If you mean the post where you pointed out I was playing the victim, yeah that was accurate. I didn't intend to play the victim, if I knew I was I'd not have said what I did, but passive aggressive whining that you didn't like my shitty unfinished fantasy script because it was boring, that was objectively self-victimization. I'm not a victim, I'm a nuisance. I should
I admit I was 100 percent trying to make it so we were on good terms by having an interaction that was not me being stupid and you reading me for filth again. Like I wanted to make it clear without invading your space that I liked and respected you and didn't bear you any Ill will just because you accurately identified me as a shitty person who deserves no ones time or attention. I don't know why I thought that would work, though. Nothing I can really do can make up for how I've been behaving and how long it took for me to genuinely reflect and how long it's taken me to really understand the depth of my mistakes.
I'm sorry for doing that.
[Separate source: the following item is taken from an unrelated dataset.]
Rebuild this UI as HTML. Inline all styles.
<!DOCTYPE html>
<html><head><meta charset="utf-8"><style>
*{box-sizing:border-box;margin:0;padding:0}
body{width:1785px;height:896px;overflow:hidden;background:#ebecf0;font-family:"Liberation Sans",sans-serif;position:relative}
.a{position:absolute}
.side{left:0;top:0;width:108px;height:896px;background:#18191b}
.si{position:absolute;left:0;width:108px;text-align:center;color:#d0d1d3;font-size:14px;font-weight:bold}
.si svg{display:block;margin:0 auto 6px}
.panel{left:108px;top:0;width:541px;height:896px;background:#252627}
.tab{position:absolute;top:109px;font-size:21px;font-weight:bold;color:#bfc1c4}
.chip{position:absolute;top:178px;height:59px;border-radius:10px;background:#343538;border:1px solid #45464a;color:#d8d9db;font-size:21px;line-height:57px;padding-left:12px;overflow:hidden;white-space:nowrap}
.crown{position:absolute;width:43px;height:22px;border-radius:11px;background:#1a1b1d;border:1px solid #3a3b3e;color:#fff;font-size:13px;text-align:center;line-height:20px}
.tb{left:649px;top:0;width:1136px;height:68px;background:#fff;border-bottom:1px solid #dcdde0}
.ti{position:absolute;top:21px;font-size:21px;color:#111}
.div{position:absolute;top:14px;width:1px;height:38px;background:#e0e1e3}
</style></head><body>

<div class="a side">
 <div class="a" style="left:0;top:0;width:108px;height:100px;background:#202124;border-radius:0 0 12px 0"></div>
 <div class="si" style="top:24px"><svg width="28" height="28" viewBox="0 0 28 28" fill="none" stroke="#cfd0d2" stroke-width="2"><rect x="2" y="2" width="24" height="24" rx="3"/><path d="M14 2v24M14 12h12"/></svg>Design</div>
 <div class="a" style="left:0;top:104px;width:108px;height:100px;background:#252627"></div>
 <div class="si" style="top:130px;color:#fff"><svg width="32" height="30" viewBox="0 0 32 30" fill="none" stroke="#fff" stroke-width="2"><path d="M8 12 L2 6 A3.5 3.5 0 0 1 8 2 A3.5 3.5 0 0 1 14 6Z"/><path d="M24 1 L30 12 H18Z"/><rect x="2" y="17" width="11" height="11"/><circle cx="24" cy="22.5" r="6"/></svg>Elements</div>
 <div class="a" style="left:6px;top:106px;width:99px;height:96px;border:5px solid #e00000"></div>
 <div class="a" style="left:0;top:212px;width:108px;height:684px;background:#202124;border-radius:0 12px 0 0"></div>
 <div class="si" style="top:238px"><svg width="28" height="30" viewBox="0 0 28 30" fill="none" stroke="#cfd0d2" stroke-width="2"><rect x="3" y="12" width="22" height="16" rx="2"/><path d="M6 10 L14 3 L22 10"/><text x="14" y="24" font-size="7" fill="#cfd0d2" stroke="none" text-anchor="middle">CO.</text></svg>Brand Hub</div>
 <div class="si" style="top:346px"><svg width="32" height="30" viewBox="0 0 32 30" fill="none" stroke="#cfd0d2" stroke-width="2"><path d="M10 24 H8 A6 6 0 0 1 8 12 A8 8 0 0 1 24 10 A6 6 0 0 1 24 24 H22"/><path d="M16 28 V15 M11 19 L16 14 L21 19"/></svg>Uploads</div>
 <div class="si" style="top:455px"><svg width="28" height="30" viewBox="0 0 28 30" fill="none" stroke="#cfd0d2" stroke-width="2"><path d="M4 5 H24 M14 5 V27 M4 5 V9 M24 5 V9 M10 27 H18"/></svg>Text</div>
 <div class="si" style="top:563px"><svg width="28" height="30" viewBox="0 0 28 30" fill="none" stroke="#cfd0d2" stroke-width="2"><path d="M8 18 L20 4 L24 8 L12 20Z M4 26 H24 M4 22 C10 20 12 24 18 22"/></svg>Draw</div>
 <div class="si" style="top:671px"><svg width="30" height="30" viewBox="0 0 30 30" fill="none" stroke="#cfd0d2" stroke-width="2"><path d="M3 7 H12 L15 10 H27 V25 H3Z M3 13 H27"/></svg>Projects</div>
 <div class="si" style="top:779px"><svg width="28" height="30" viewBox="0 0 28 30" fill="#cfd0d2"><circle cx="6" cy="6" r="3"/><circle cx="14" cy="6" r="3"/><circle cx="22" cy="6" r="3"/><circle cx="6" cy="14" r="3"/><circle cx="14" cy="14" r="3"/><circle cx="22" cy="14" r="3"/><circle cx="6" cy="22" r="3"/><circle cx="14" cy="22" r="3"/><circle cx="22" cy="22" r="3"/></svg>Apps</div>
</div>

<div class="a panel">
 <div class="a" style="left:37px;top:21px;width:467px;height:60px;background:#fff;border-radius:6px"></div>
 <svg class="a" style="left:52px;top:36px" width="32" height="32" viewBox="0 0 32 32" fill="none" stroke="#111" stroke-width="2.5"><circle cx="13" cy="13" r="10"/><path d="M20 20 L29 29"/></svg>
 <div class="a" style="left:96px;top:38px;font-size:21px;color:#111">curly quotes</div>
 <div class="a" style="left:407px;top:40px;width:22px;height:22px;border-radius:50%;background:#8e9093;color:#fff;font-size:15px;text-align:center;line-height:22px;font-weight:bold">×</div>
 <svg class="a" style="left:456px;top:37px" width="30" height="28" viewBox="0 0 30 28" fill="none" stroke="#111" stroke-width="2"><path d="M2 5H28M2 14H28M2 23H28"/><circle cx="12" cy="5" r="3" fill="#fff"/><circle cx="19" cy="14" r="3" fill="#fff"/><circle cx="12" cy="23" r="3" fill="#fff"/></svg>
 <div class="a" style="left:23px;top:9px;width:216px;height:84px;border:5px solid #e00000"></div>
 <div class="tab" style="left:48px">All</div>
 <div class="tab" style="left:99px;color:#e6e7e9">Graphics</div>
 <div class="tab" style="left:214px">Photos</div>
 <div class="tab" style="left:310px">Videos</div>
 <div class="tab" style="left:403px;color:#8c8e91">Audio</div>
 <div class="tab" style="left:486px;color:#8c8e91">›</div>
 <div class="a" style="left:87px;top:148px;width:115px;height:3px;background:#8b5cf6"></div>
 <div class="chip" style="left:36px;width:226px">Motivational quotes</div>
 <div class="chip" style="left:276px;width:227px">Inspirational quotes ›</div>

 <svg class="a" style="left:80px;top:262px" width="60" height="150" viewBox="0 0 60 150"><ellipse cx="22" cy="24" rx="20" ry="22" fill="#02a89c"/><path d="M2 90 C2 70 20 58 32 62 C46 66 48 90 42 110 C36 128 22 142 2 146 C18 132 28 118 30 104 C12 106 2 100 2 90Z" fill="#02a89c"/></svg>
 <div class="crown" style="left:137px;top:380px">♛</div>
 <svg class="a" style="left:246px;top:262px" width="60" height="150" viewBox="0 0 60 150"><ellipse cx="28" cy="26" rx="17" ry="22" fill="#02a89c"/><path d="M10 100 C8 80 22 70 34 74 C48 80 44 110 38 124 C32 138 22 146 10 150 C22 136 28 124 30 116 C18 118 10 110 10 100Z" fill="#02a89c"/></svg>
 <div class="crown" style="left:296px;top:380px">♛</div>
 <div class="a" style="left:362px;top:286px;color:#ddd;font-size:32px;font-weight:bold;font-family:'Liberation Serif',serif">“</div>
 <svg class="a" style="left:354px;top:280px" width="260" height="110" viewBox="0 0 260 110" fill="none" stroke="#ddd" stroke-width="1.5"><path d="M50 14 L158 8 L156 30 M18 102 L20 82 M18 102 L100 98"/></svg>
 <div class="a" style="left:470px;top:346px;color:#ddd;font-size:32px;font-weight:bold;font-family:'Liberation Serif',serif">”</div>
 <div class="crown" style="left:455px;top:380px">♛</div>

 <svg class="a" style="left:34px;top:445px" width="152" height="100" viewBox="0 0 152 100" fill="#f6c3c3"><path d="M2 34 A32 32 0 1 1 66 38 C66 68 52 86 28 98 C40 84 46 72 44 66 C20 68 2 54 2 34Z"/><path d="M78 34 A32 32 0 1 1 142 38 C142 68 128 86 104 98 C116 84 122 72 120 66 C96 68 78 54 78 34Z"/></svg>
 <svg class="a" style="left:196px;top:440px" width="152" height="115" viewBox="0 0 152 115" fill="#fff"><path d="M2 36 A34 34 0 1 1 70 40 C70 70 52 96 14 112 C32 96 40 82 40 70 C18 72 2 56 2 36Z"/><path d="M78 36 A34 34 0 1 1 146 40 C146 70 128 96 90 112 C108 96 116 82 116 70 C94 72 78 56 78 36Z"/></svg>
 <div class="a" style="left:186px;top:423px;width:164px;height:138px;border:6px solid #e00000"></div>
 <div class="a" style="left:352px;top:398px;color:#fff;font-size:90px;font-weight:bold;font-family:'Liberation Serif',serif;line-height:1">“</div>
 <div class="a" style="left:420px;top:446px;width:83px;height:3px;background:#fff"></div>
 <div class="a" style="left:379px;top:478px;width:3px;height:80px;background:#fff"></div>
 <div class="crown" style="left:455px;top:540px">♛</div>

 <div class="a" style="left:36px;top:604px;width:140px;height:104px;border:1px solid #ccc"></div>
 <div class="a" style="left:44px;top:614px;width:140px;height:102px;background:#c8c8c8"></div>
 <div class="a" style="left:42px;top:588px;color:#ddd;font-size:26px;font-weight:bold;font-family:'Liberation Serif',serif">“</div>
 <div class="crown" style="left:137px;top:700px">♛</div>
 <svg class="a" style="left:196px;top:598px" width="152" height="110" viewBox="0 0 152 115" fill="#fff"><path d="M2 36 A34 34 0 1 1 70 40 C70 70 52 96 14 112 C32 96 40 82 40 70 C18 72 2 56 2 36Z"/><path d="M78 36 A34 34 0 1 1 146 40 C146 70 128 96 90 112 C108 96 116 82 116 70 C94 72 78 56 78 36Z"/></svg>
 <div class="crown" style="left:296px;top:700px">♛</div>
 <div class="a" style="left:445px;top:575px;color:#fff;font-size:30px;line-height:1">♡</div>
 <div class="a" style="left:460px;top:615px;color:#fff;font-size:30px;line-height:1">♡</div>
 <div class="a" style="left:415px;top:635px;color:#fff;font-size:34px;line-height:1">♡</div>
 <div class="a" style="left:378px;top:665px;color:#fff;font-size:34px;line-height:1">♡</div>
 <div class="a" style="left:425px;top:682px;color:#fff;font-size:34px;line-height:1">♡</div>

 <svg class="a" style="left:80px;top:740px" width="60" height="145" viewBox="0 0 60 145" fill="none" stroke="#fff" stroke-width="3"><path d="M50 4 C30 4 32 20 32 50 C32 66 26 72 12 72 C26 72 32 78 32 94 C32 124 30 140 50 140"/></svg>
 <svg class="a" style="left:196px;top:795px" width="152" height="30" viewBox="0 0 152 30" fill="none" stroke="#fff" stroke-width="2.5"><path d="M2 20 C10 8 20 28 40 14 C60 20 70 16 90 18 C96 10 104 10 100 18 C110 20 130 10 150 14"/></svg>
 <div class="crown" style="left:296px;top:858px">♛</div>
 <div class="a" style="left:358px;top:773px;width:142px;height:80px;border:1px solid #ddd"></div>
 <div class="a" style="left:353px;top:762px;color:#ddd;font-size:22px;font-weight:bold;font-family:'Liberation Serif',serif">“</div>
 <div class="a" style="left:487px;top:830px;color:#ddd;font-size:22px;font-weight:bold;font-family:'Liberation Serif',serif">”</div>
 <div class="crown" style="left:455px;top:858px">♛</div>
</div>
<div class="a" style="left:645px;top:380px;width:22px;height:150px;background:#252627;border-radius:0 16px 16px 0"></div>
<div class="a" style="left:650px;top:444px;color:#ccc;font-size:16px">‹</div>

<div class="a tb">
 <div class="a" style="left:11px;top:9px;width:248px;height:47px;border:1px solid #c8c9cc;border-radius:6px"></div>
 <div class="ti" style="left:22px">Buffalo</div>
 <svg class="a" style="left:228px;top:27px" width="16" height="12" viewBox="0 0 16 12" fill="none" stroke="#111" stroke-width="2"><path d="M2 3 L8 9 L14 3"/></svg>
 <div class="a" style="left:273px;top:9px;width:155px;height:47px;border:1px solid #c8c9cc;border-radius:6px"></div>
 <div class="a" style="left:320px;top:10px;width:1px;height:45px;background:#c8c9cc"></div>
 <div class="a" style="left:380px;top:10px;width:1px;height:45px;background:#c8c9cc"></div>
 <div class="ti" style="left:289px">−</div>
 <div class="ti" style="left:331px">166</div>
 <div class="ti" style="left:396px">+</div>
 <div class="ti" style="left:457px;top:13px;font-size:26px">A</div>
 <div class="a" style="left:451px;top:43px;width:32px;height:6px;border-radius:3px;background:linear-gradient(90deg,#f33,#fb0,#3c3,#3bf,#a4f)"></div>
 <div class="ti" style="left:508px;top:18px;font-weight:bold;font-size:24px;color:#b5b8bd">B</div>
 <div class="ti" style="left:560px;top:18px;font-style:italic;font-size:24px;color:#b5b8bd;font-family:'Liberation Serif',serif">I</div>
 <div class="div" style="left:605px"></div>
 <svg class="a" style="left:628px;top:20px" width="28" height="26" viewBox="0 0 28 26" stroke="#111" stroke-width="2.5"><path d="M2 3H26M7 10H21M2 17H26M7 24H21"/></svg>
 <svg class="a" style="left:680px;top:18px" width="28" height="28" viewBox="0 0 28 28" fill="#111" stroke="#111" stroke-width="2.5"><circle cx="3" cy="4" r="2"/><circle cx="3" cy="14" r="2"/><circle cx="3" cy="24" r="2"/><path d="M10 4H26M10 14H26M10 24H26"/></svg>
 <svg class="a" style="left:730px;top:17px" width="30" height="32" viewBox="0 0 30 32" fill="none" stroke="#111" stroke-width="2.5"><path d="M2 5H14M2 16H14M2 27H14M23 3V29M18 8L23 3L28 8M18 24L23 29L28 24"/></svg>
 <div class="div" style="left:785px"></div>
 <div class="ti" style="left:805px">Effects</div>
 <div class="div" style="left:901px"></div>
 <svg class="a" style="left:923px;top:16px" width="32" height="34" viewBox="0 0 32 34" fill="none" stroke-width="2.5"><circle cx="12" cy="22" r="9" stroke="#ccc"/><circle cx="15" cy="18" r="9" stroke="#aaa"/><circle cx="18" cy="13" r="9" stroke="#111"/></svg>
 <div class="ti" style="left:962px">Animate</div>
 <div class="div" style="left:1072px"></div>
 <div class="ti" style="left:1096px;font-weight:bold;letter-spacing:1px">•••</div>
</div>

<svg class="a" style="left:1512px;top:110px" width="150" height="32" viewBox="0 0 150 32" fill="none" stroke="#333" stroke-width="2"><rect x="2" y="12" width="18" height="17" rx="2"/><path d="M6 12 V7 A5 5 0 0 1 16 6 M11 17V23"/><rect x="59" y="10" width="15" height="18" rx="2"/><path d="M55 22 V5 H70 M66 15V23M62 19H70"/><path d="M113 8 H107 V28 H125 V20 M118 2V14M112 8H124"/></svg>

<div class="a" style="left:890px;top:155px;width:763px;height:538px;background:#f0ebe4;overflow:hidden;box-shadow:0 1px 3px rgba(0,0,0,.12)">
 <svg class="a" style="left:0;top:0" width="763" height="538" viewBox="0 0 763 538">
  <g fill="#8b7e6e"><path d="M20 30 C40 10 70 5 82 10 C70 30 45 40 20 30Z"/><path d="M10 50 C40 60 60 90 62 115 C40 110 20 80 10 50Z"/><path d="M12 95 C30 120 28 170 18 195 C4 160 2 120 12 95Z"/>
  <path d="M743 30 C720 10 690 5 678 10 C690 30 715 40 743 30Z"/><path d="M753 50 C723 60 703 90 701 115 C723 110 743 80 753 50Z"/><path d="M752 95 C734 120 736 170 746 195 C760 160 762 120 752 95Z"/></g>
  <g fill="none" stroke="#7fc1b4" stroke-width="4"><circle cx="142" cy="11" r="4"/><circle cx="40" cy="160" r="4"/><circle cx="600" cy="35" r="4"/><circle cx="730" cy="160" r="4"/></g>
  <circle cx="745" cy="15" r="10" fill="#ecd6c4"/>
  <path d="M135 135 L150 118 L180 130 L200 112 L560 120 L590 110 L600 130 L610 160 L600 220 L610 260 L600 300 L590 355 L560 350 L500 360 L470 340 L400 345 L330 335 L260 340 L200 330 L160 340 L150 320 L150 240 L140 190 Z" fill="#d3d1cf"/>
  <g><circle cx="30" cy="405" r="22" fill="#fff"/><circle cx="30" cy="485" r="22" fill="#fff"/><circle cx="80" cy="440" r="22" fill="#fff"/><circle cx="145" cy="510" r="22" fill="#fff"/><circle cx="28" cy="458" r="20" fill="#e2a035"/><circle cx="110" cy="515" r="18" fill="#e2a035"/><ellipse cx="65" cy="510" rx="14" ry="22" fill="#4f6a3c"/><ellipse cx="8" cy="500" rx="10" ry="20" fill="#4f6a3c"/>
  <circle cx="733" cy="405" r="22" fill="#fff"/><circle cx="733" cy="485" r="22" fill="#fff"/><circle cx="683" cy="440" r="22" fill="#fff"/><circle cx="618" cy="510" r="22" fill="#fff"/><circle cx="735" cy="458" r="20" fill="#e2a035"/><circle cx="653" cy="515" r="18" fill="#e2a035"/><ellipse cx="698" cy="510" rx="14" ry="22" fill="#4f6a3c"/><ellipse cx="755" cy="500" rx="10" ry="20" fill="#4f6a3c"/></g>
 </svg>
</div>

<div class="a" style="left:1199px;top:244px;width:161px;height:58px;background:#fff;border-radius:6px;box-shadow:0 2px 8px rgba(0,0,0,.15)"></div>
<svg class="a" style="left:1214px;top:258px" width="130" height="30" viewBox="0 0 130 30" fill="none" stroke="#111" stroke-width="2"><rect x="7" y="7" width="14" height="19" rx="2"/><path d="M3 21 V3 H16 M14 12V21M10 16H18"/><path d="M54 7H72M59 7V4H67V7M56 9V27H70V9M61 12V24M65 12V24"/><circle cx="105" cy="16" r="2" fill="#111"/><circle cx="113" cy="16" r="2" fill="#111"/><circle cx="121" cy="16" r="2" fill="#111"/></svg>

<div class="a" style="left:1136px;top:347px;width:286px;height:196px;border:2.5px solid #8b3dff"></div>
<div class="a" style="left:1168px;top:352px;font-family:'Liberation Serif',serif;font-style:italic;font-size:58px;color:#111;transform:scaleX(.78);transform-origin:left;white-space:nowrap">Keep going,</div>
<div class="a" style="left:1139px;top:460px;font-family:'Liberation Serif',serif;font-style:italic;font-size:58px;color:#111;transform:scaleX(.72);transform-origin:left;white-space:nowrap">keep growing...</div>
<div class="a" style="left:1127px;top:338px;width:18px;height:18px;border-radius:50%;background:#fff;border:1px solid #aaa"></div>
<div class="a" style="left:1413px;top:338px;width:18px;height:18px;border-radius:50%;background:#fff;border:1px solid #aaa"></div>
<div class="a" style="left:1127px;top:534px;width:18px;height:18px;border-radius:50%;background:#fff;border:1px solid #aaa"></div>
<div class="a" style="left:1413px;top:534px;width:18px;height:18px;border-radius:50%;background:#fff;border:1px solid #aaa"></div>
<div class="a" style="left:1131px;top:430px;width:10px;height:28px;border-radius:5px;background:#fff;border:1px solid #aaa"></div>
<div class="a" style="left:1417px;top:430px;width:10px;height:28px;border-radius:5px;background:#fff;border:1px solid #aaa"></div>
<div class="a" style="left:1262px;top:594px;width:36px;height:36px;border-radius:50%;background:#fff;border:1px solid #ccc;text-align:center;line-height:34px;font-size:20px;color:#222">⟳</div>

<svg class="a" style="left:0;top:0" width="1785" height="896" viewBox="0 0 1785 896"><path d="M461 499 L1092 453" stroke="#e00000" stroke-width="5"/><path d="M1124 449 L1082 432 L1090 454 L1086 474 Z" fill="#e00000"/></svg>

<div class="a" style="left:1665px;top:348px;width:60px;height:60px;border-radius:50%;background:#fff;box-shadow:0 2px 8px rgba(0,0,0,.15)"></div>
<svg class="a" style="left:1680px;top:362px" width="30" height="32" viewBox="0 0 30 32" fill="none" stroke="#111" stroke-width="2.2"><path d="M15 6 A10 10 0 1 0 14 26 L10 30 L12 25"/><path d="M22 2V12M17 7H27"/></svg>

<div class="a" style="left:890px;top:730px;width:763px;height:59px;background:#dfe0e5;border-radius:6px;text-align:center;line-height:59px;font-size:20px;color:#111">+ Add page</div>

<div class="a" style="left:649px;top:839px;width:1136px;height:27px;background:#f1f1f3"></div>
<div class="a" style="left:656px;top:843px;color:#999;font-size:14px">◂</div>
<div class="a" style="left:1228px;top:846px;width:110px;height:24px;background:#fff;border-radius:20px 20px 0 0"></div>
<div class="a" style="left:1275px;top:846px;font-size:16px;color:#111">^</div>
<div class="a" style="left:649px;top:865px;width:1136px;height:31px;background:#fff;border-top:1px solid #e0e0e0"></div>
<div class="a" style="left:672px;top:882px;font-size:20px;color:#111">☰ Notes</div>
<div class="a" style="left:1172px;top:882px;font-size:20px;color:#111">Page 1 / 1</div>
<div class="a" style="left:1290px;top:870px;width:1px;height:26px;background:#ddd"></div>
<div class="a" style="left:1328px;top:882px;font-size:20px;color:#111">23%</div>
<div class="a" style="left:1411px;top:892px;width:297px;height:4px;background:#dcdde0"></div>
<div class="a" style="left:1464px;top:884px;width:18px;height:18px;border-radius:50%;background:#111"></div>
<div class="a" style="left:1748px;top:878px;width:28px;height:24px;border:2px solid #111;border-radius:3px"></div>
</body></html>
I shouldn't have tried to contact you any way when I knew you were avoiding talking to me. I also should not have tried to offer you those twenty dollars. It was an ultimately performative alternative to actually holding myself accountable for my mistakes, that you never asked me to hold steady to. Also I don't have a job, so it wouldn't have even been my money I was spending, it would have been my moms.
But... they do. People do it all the time. They never stopped. Even though I don't deserve ANY responses and don't know why people keep doing this. And I'm not surprised that no one wanted to be my beta reader, I would probably hate myself if I had to beta read my own writing for myself and answer all my stupid questions. I don't know how indigo has lasted this long, or how I got anyone to do this for me.
I am going to make a promise now, I will not ask any more stupid follow up questions to any advice. If I understand it as it's written, great. If I don't, then I just do nothing about that. If I ever post on this forum again. I don't understand why I ever did that. I wish I could identify what was even in my brain when I did that, but I can't. I'm also not going to do any indirects, even if I never hear a coherent critique of my writing again.
I didn't realize. I thought it was me sticking to my guns by giving myself genuine consequences for failing you. I should have realized that for you this isn't some redemption narrative, you just met an annoying person on the internet who doesn't know when to stop.
I'm going to try to live with my status as a lost cause and just do what I'm doing and be better because that's what I'm supposed to do, rather than hoping you'll ever think I'm not a bad person. I'm sorry for every argument we've ever had, I was the problem when I said I practiced, when I tagged your criticism, even when I left for several months hoping to redeem myself by fixing everything, but did nothing of the sort.
I don't know if I made the right choice responding, but it's not that big a deal and I figured I'd rather explain myself.
So I'm going to make sure this kind of drama does not happen again around me like, like ever. In fact if it does I will delete my entire account just to make this stop. I'm going to ask to have this post unlisted now because it's a waste of everyone's time.